Partai Aceh sangat menyesalkan sikap beberapa anggota DPRK yang melakukan tindakan pengusiran karena dilakukan diluar etika dan moralitas politik sebagai anggota dewan terhormat. Tindakan ini sangat disesalkan seiring komunikasi politik dan hubungan politik yang baik antar Partai Aceh dan Partai nasional di pusat dan di propinsi. Tindakan pengusiran ini dapat merusak silaturahmi politik yang telah berjalan selama ini dengan baik.

Partai Aceh juga, anggota DPRK yang melakukan pengusiran baik secara langsung maupun tidak langsung, bertentangan dengan Pasal 27 ayat (1) yang menyatakan bahwa DPRK wajib menyusun kode etik untuk menjaga martabat dan kehormatan. Dalam hal ini, tindakan pengusiran adalah tindakan penghinaan terhadap etika dan martabat serta kehormatan DPRK sendiri. 

Dalam Pasal 27 ayat 2 juga ditegaskan bahwa pengaturan sikap anggota DPRK diatur secara hukum. Setiap anggota Dewan juga wajib dalam hal yang baik dan sepantasnya dilakukan oleh anggota DPRA/DPRK, wajib memiliki etika dalam penyampaian pendapat, tanggapan, jawaban, dan sanggahan; dan setiap tindakan yang dilakukan melawan hukum akan memliki sanksi hukum untuk diproses secara hukum.

Partai Aceh menilai bahwa pimpinan DPRK adalah unsur penyelenggara pemerintahan daerah kabupaten/kota yang anggotanya dipilih melalui pemilihan umum. Oleh karena itu, penghinaan terhadap anggota DPRK adalah penghinaan terhadap konstituen (pemilih), yang dipilih oleh rakyat pada Pemilu 2009 lalu.

Kami mendesak agar sikap pragmatis anggota DPRK yang melakukan pengusiran mendapat teguran keras dari Partai yang bersangkutan. Partai Aceh dipusat juga akan melakukan komunikasi dengan pimpinan Partai Politik yang bersangkutan,” tambah Fachrul.
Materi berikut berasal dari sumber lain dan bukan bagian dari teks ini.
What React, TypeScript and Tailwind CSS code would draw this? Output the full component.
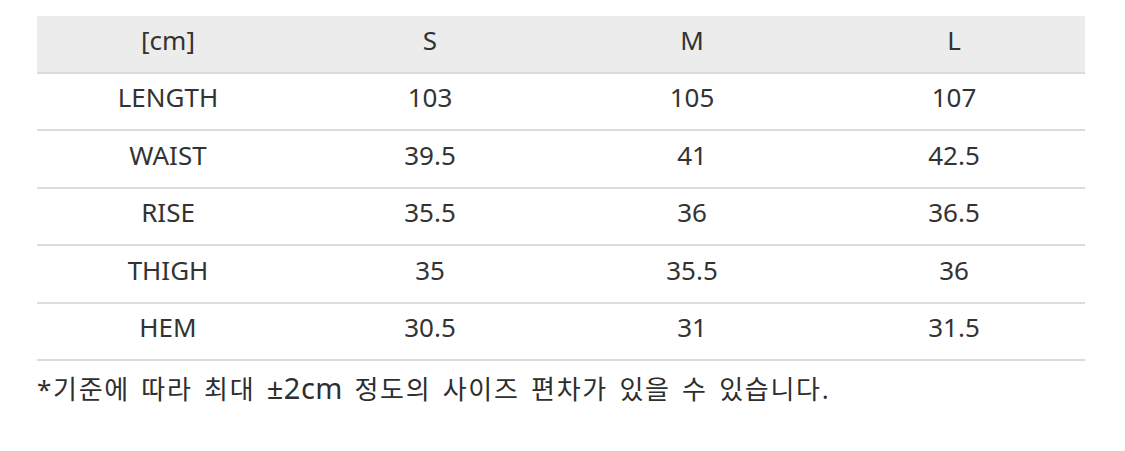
import React from "react";

const rows: string[][] = [
  ["LENGTH", "103", "105", "107"],
  ["WAIST", "39.5", "41", "42.5"],
  ["RISE", "35.5", "36", "36.5"],
  ["THIGH", "35", "35.5", "36"],
  ["HEM", "30.5", "31", "31.5"],
];

export default function App() {
  return (
    <div
      className="w-[1125px] h-[451px] bg-white text-[#333333] pt-[16px] px-[37px]"
      style={{ fontFamily: '"Noto Sans", "Noto Sans CJK KR", sans-serif' }}
    >
      <div className="w-[1048px]">
        <div className="grid grid-cols-4 h-[57.5px] pb-[7px] bg-[#ececec] border-b-2 border-[#dadada] text-[26px] items-center text-center">
          <div>[cm]</div>
          <div>S</div>
          <div>M</div>
          <div>L</div>
        </div>
        {rows.map((r) => (
          <div
            key={r[0]}
            className="grid grid-cols-4 h-[57.5px] pb-[7px] border-b-2 border-[#dcdcdc] text-[26px] items-center text-center"
          >
            {r.map((c, i) => (
              <div key={i}>{c}</div>
            ))}
          </div>
        ))}
        <div className="mt-[8px] text-[26px] leading-[38px] text-left text-[#2e2e2e] tracking-[1.7px] [word-spacing:3px]">
          *기준에 따라 최대 <span className="text-[29px] tracking-[0.5px]">±2cm</span> 정도의 사이즈 편차가 있을 수 있습니다.
        </div>
      </div>
    </div>
  );
}
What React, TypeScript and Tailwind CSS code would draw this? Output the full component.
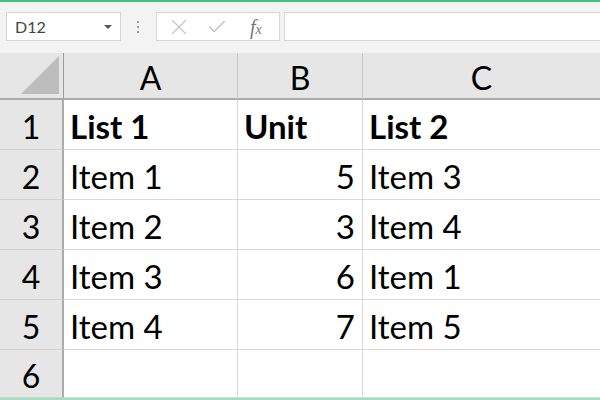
import { Check, X } from 'lucide-react'

const cols = ['A', 'B', 'C']

const rows: { a: string; b: string; c: string; bold?: boolean }[] = [
  { a: 'List 1', b: 'Unit', c: 'List 2', bold: true },
  { a: 'Item 1', b: '5', c: 'Item 3' },
  { a: 'Item 2', b: '3', c: 'Item 4' },
  { a: 'Item 3', b: '6', c: 'Item 1' },
  { a: 'Item 4', b: '7', c: 'Item 5' },
  { a: '', b: '', c: '' },
]

export default function App() {
  return (
    <div className="flex h-[400px] w-[600px] flex-col overflow-hidden bg-white font-['Lato',sans-serif] text-black">
      <div className="h-[2px] shrink-0 bg-[#3fc383]" />

      {/* formula bar */}
      <div className="flex h-[51px] shrink-0 items-center bg-[#f3f3f3] pb-[2px]">
        <div className="ml-[6px] flex h-[29px] w-[115px] items-center justify-between border border-[#d6d6d6] bg-white pr-[8px] pl-[8px]">
          <span className="text-[16px] text-[#444]">D12</span>
          <span className="h-0 w-0 border-x-[4px] border-t-[4px] border-x-transparent border-t-[#555]" />
        </div>
        <div className="ml-[14px] flex w-[6px] flex-col items-center gap-[3px]">
          <span className="h-[2px] w-[2px] bg-[#a0a0a0]" />
          <span className="h-[2px] w-[2px] bg-[#a0a0a0]" />
          <span className="h-[2px] w-[2px] bg-[#a0a0a0]" />
        </div>
        <div className="ml-[15px] flex h-[29px] w-[124px] items-center border border-[#d6d6d6] bg-white">
          <X className="ml-[9px] h-[26px] w-[26px] shrink-0 text-[#c4c4c4]" strokeWidth={1.1} />
          <Check className="ml-[14px] h-[22px] w-[22px] shrink-0 text-[#c4c4c4]" strokeWidth={1.6} />
          <span className="ml-[22px] font-['Liberation_Serif',serif] text-[20px] leading-none text-[#777] italic">
            f<span className="text-[14px]">x</span>
          </span>
        </div>
        <div className="ml-[4px] h-[29px] flex-1 border border-r-0 border-[#d6d6d6] bg-white" />
      </div>

      {/* grid */}
      <div className="grid shrink-0 grid-cols-[64px_174px_125px_1fr] grid-rows-[47px_repeat(5,50px)_48px]">
        <div className="flex items-end justify-end border-r border-b-2 border-r-[#9c9c9c] border-b-[#ababab] bg-[#e6e6e6] pr-[4px] pb-[4px]">
          <div className="h-[38px] w-[38px] bg-[#bdbdbd] [clip-path:polygon(100%_0,100%_100%,0_100%)]" />
        </div>
        {cols.map((c, i) => (
          <div
            key={c}
            className={`flex items-center justify-center border-b-2 border-b-[#ababab] bg-[#e6e6e6] pt-[4px] text-[32px] ${
              i < 2 ? 'border-r border-r-[#c8c8c8]' : ''
            }`}
          >
            {c}
          </div>
        ))}

        {rows.map((r, i) => (
          <div key={i} className="contents">
            <div className="flex items-center justify-center border-r-2 border-b border-r-[#ababab] border-b-[#d2d2d2] bg-[#e6e6e6] pt-[4px] text-[32px]">
              {i + 1}
            </div>
            <div
              className={`flex items-center border-r border-b border-[#d9d9d9] pt-[4px] pl-[6px] text-[33px] ${
                r.bold ? 'font-bold' : ''
              }`}
            >
              {r.a}
            </div>
            <div
              className={`flex items-center border-r border-b border-[#d9d9d9] pt-[4px] text-[33px] ${
                r.bold ? 'justify-start pl-[6px] font-bold' : 'justify-end pr-[7px]'
              }`}
            >
              {r.b}
            </div>
            <div
              className={`flex items-center border-b border-[#d9d9d9] pt-[4px] pl-[6px] text-[33px] ${
                r.bold ? 'font-bold' : ''
              }`}
            >
              {r.c}
            </div>
          </div>
        ))}
      </div>
      <div className="h-[2px] shrink-0 bg-[#9fe0bf]" />
    </div>
  )
}
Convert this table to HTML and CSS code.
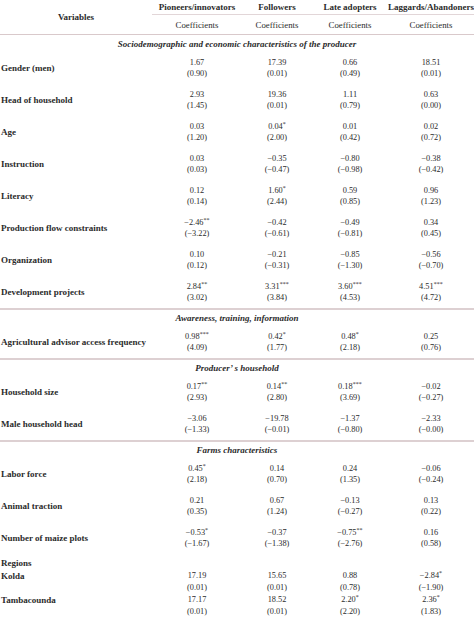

Partai Aceh juga menilai saudara M Zulfri ST sebagai anggota dan pimpinan DPRK Kota Langsa memiliki hak imunitas sebagaimana dilindungi dalam UUPA Pasal 26 (H) yaitu kekebalan hukum dimana setiap anggota dewan tidak dapat dituntut di hadapan dan diluar pengadilan karena pernyataan, pertanyaan/pendapat yang dikemukakan secara lisan ataupun tertulis dalam rapat-rapat DPR, sepanjang tidak bertentangan dengan Peraturan Tata Tertib dan kode etik. Oleh karenanya cara-cara yang dilakukan Satpam DPRK Langsa harus mendapat tuntutan hukum atas tindakan yang telah menghina kehormatan lembaga negara.

Menyikapi semua itu, Partai Aceh mendesak kepada pihak Kepolisian untuk mengusut dan memproses secara hukum permasalahan ini agar tidak berlarut-larut dan M Zulfri ST dapat menjalankan kembali tugasnya sebagai Ketua DPRK Langsa dari Partai Aceh secara sah dan demokratis, sebuat Fachrul.